Write the records below out in full, character for character, with no pictures.

▶ **Stored data entries**
______

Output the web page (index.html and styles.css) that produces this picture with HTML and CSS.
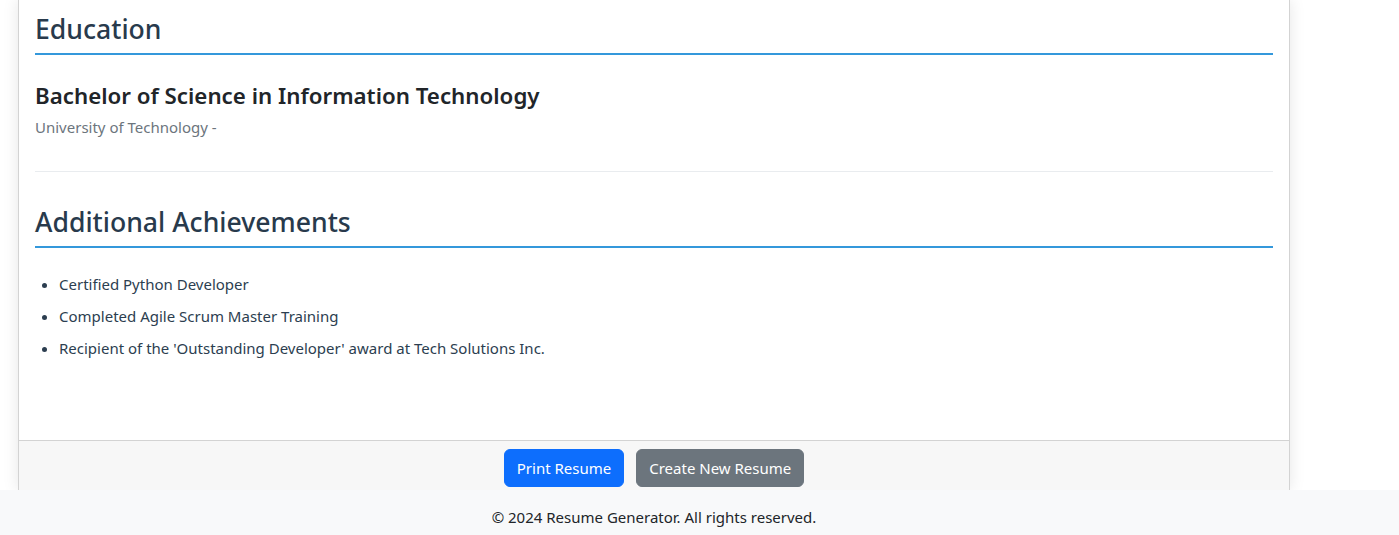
FILE: index.html
```html
<!DOCTYPE html>
<html lang="en">
<head>
<meta charset="utf-8">
<title>Resume</title>
<link rel="stylesheet" href="styles.css">
</head>
<body>
<main class="page">
  <div class="card">
    <div class="card-body">
      <section class="section">
        <h2 class="section-title">Education</h2>
        <div class="entry">
          <h3 class="entry-title">Bachelor of Science in Information Technology</h3>
          <p class="entry-meta">University of Technology - </p>
        </div>
      </section>
      <hr class="divider">
      <section class="section">
        <h2 class="section-title">Additional Achievements</h2>
        <ul class="achievements">
          <li>Certified Python Developer</li>
          <li>Completed Agile Scrum Master Training</li>
          <li>Recipient of the 'Outstanding Developer' award at Tech Solutions Inc.</li>
        </ul>
      </section>
    </div>
    <div class="card-footer">
      <button class="btn btn-primary" type="button">Print Resume</button>
      <button class="btn btn-secondary" type="button">Create New Resume</button>
    </div>
  </div>
</main>
<footer class="site-footer">
  <div class="footer-inner">&copy; 2024 Resume Generator. All rights reserved.</div>
</footer>
</body>
</html>
```

FILE: styles.css
```css
* { box-sizing: border-box; }

html, body {
  margin: 0;
  padding: 0;
}

body {
  background: #ffffff;
  color: #212529;
  font-family: "Noto Sans", "Open Sans", sans-serif;
  font-size: 15px;
  line-height: 1.5;
  overflow: hidden;
}

.page {
  padding-left: 18px;
}

.card {
  width: 1272px;
  background: #fff;
  border-left: 1px solid #d3d3d3;
  border-right: 1px solid #d3d3d3;
  box-shadow: 0 0 15px rgba(0, 0, 0, 0.1);
}

.card-body {
  padding: 0 16px 0 16px;
}

.section-title {
  margin: 0;
  padding-top: 12px;
  padding-bottom: 7px;
  font-size: 26.6px;
  line-height: 34px;
  font-weight: 500;
  color: #283a4c;
  border-bottom: 2px solid #3498db;
}

.entry {
  padding-top: 26px;
}

.entry-title {
  margin: 0 0 5px;
  font-size: 22.3px;
  line-height: 29px;
  font-weight: 600;
  color: #212529;
}

.entry-meta {
  margin: 0;
  color: #6c757d;
  font-size: 15px;
  line-height: 24px;
}

.divider {
  margin: 32px 0 0;
  border: 0;
  border-top: 1px solid #e9ecef;
}

.divider + .section .section-title {
  padding-top: 33px;
}

.achievements {
  margin: 24px 0 0;
  padding: 0 0 0 24px;
  color: #2c3e50;
  height: 168px;
}

.achievements li {
  line-height: 24px;
  margin-bottom: 8px;
}

.card-footer {
  height: 50px;
  background: #f7f7f7;
  border-top: 1px solid #d3d3d3;
  display: flex;
  justify-content: center;
  align-items: flex-start;
  gap: 12px;
  padding-top: 8px;
}

.btn {
  font-family: inherit;
  font-size: 15px;
  line-height: 24px;
  height: 38px;
  padding: 6px 12px;
  border: 1px solid transparent;
  border-radius: 6px;
  color: #fff;
  cursor: pointer;
}

.btn-primary {
  background: #0d6efd;
  border-color: #0d6efd;
}

.btn-secondary {
  background: #6c757d;
  border-color: #6c757d;
}

.site-footer {
  background: #f8f9fa;
  height: 45px;
}

.footer-inner {
  width: 1308px;
  text-align: center;
  padding-top: 15px;
  line-height: 24px;
  color: #212529;
}
```
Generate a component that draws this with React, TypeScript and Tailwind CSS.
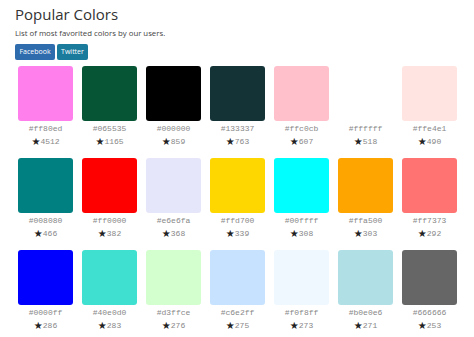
const colors: { hex: string; likes: number }[] = [
  { hex: "#ff80ed", likes: 4512 },
  { hex: "#065535", likes: 1165 },
  { hex: "#000000", likes: 859 },
  { hex: "#133337", likes: 763 },
  { hex: "#ffc0cb", likes: 607 },
  { hex: "#ffffff", likes: 518 },
  { hex: "#ffe4e1", likes: 490 },
  { hex: "#008080", likes: 466 },
  { hex: "#ff0000", likes: 382 },
  { hex: "#e6e6fa", likes: 368 },
  { hex: "#ffd700", likes: 339 },
  { hex: "#00ffff", likes: 308 },
  { hex: "#ffa500", likes: 303 },
  { hex: "#ff7373", likes: 292 },
  { hex: "#0000ff", likes: 286 },
  { hex: "#40e0d0", likes: 283 },
  { hex: "#d3ffce", likes: 276 },
  { hex: "#c6e2ff", likes: 275 },
  { hex: "#f0f8ff", likes: 273 },
  { hex: "#b0e0e6", likes: 271 },
  { hex: "#666666", likes: 253 },
];

export default function App() {
  return (
    <div className="w-[474px] h-[337px] bg-white overflow-hidden pl-[15px] pt-[5px] font-['Open_Sans',sans-serif]">
      <h1 className="text-[15px] leading-[19px] text-[#333]">Popular Colors</h1>
      <p className="mt-[4px] text-[7.8px] leading-[10px] text-[#444]">
        List of most favorited colors by our users.
      </p>
      <div className="mt-[6px] flex gap-[2px]">
        <button className="h-[16px] w-[40px] rounded-[2px] bg-[#2f6cae] text-[7px] text-white">
          Facebook
        </button>
        <button className="h-[16px] w-[31px] rounded-[2px] bg-[#1a7b9d] text-[7px] text-white">
          Twitter
        </button>
      </div>
      <div className="mt-[6px] ml-[3px] grid grid-cols-[repeat(7,55px)] gap-x-[9px] gap-y-[10px]">
        {colors.map((c) => (
          <div key={c.hex} className="flex flex-col items-center">
            <div className="h-[55px] w-[55px] rounded-[3px]" style={{ backgroundColor: c.hex }} />
            <div className="mt-[3px] text-[8px] leading-[10px] text-[#888] font-['Liberation_Mono',monospace]">
              {c.hex}
            </div>
            <div className="mt-[2px] flex items-center leading-[12px]">
              <span className="text-[10px] text-[#222] font-['DejaVu_Sans',sans-serif]">★</span>
              <span className="text-[8px] text-[#888] font-['Liberation_Mono',monospace]">{c.likes}</span>
            </div>
          </div>
        ))}
      </div>
    </div>
  );
}
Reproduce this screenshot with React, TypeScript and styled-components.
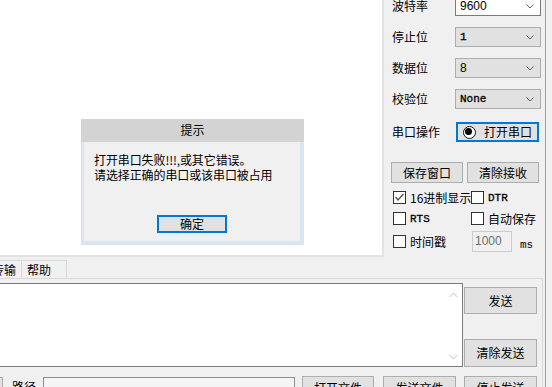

______

▶ **CORRECT RESPONSE**
Output the web page (index.html and styles.css) that produces this picture with HTML and CSS.
FILE: index.html
```html
<!DOCTYPE html>
<html lang="en">
<head>
<meta charset="utf-8">
<title>Resume</title>
<link rel="stylesheet" href="styles.css">
</head>
<body>
<main class="page">
  <div class="card">
    <div class="card-body">
      <section class="section">
        <h2 class="section-title">Education</h2>
        <div class="entry">
          <h3 class="entry-title">Bachelor of Science in Information Technology</h3>
          <p class="entry-meta">University of Technology - </p>
        </div>
      </section>
      <hr class="divider">
      <section class="section">
        <h2 class="section-title">Additional Achievements</h2>
        <ul class="achievements">
          <li>Certified Python Developer</li>
          <li>Completed Agile Scrum Master Training</li>
          <li>Recipient of the 'Outstanding Developer' award at Tech Solutions Inc.</li>
        </ul>
      </section>
    </div>
    <div class="card-footer">
      <button class="btn btn-primary" type="button">Print Resume</button>
      <button class="btn btn-secondary" type="button">Create New Resume</button>
    </div>
  </div>
</main>
<footer class="site-footer">
  <div class="footer-inner">&copy; 2024 Resume Generator. All rights reserved.</div>
</footer>
</body>
</html>
```

FILE: styles.css
```css
* { box-sizing: border-box; }

html, body {
  margin: 0;
  padding: 0;
}

body {
  background: #ffffff;
  color: #212529;
  font-family: "Noto Sans", "Open Sans", sans-serif;
  font-size: 15px;
  line-height: 1.5;
  overflow: hidden;
}

.page {
  padding-left: 18px;
}

.card {
  width: 1272px;
  background: #fff;
  border-left: 1px solid #d3d3d3;
  border-right: 1px solid #d3d3d3;
  box-shadow: 0 0 15px rgba(0, 0, 0, 0.1);
}

.card-body {
  padding: 0 16px 0 16px;
}

.section-title {
  margin: 0;
  padding-top: 12px;
  padding-bottom: 7px;
  font-size: 26.6px;
  line-height: 34px;
  font-weight: 500;
  color: #283a4c;
  border-bottom: 2px solid #3498db;
}

.entry {
  padding-top: 26px;
}

.entry-title {
  margin: 0 0 5px;
  font-size: 22.3px;
  line-height: 29px;
  font-weight: 600;
  color: #212529;
}

.entry-meta {
  margin: 0;
  color: #6c757d;
  font-size: 15px;
  line-height: 24px;
}

.divider {
  margin: 32px 0 0;
  border: 0;
  border-top: 1px solid #e9ecef;
}

.divider + .section .section-title {
  padding-top: 33px;
}

.achievements {
  margin: 24px 0 0;
  padding: 0 0 0 24px;
  color: #2c3e50;
  height: 168px;
}

.achievements li {
  line-height: 24px;
  margin-bottom: 8px;
}

.card-footer {
  height: 50px;
  background: #f7f7f7;
  border-top: 1px solid #d3d3d3;
  display: flex;
  justify-content: center;
  align-items: flex-start;
  gap: 12px;
  padding-top: 8px;
}

.btn {
  font-family: inherit;
  font-size: 15px;
  line-height: 24px;
  height: 38px;
  padding: 6px 12px;
  border: 1px solid transparent;
  border-radius: 6px;
  color: #fff;
  cursor: pointer;
}

.btn-primary {
  background: #0d6efd;
  border-color: #0d6efd;
}

.btn-secondary {
  background: #6c757d;
  border-color: #6c757d;
}

.site-footer {
  background: #f8f9fa;
  height: 45px;
}

.footer-inner {
  width: 1308px;
  text-align: center;
  padding-top: 15px;
  line-height: 24px;
  color: #212529;
}
```
Generate a component that draws this with React, TypeScript and Tailwind CSS.
const colors: { hex: string; likes: number }[] = [
  { hex: "#ff80ed", likes: 4512 },
  { hex: "#065535", likes: 1165 },
  { hex: "#000000", likes: 859 },
  { hex: "#133337", likes: 763 },
  { hex: "#ffc0cb", likes: 607 },
  { hex: "#ffffff", likes: 518 },
  { hex: "#ffe4e1", likes: 490 },
  { hex: "#008080", likes: 466 },
  { hex: "#ff0000", likes: 382 },
  { hex: "#e6e6fa", likes: 368 },
  { hex: "#ffd700", likes: 339 },
  { hex: "#00ffff", likes: 308 },
  { hex: "#ffa500", likes: 303 },
  { hex: "#ff7373", likes: 292 },
  { hex: "#0000ff", likes: 286 },
  { hex: "#40e0d0", likes: 283 },
  { hex: "#d3ffce", likes: 276 },
  { hex: "#c6e2ff", likes: 275 },
  { hex: "#f0f8ff", likes: 273 },
  { hex: "#b0e0e6", likes: 271 },
  { hex: "#666666", likes: 253 },
];

export default function App() {
  return (
    <div className="w-[474px] h-[337px] bg-white overflow-hidden pl-[15px] pt-[5px] font-['Open_Sans',sans-serif]">
      <h1 className="text-[15px] leading-[19px] text-[#333]">Popular Colors</h1>
      <p className="mt-[4px] text-[7.8px] leading-[10px] text-[#444]">
        List of most favorited colors by our users.
      </p>
      <div className="mt-[6px] flex gap-[2px]">
        <button className="h-[16px] w-[40px] rounded-[2px] bg-[#2f6cae] text-[7px] text-white">
          Facebook
        </button>
        <button className="h-[16px] w-[31px] rounded-[2px] bg-[#1a7b9d] text-[7px] text-white">
          Twitter
        </button>
      </div>
      <div className="mt-[6px] ml-[3px] grid grid-cols-[repeat(7,55px)] gap-x-[9px] gap-y-[10px]">
        {colors.map((c) => (
          <div key={c.hex} className="flex flex-col items-center">
            <div className="h-[55px] w-[55px] rounded-[3px]" style={{ backgroundColor: c.hex }} />
            <div className="mt-[3px] text-[8px] leading-[10px] text-[#888] font-['Liberation_Mono',monospace]">
              {c.hex}
            </div>
            <div className="mt-[2px] flex items-center leading-[12px]">
              <span className="text-[10px] text-[#222] font-['DejaVu_Sans',sans-serif]">★</span>
              <span className="text-[8px] text-[#888] font-['Liberation_Mono',monospace]">{c.likes}</span>
            </div>
          </div>
        ))}
      </div>
    </div>
  );
}
Reproduce this screenshot with React, TypeScript and styled-components.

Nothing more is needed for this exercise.